Friday, December 31, 2010

Bertha Urdang

Bertha Urdang was a dear and important friend of mine for a few years before I left New York City. In 1994 I flew to Israel to visit her. I had not seen Bertha for three years, already in her late 80's, Bertha maintained the same defining spark and vitality I had come to know when first we met. Bertha's keen eye shaped the clear and sharp visual vocabulary of her gallery. There was always time to speak of art, attend concerts and have tea. After all these years, I think of her often and the tremendous art she represented. Bertha generously gave me my first two solo shows.

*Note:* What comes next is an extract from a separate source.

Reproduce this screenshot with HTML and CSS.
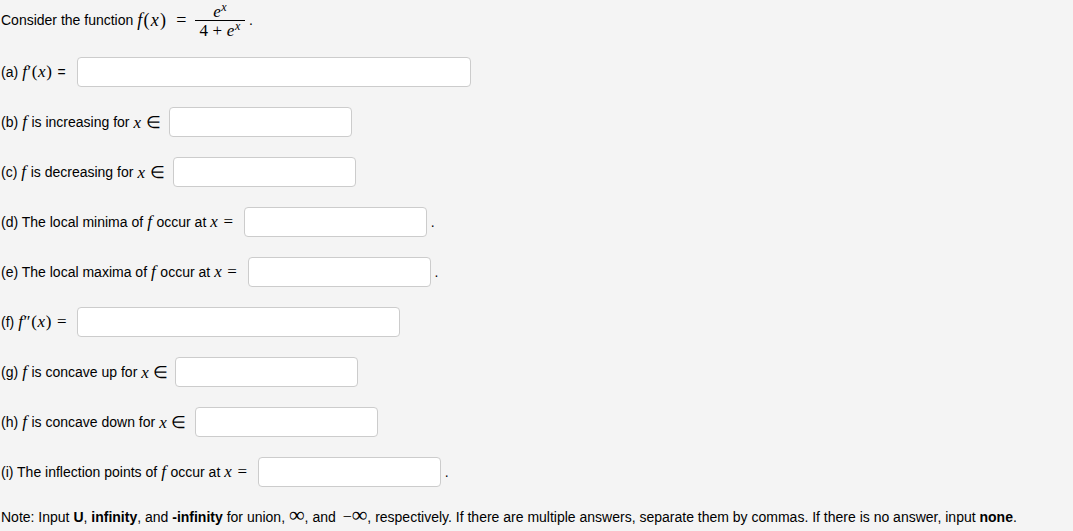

Artist, Joshua Neustein tells the story well:


She was a ...mixture of the 'English lady, polite, defensive and the pioneer, always ready for a spat, like a cat with a permanently arched back... When a dinner invitation wasn't as forthcoming as she felt it should be Bertha exploded and abruptly became the lonely war widow who'd sacrificed everything for her nation, her people, ideals and who nobody cared about...She thought everyone should share her awe and dedication to art and had no patience with people who didn't quite measure up. Berated those who came to her gallery with what she perceived as the wrong attitude and informed them that "she wasn't selling vegetables" and they might lower their voices and open their eyes and minds.

Bertha Urdang was born in England at an undisclosed date at the beginning of the 20th Century. She went to school at North London Collegiate and grew up as a Fabian socialist and a Zionist, which at that time was not contradictory. She studied at the University of Manchester and the Sorbonne. She came to Israel, married, and settled in Bet Hakerem, a peripheral neighborhood of Jerusalem.

In 1948, her husband died, leaving her a widow, the mother of three daughters, Rina, Daphna, and Miri. She plunged into, the promotion of Israeli art. Bertha's art dealings, exploits and failures reached folklore proportions. "Rina" was the name of her first gallery on Shlom Zion Hamalka Street, near the Central Post Office in Jerusalem, which she managed with a partner, and took two months a year to go to America to spread the word and sell the work. In 1966 she separated from her partner over an ideological difference: "He loved money, I loved art," is how she summed it up.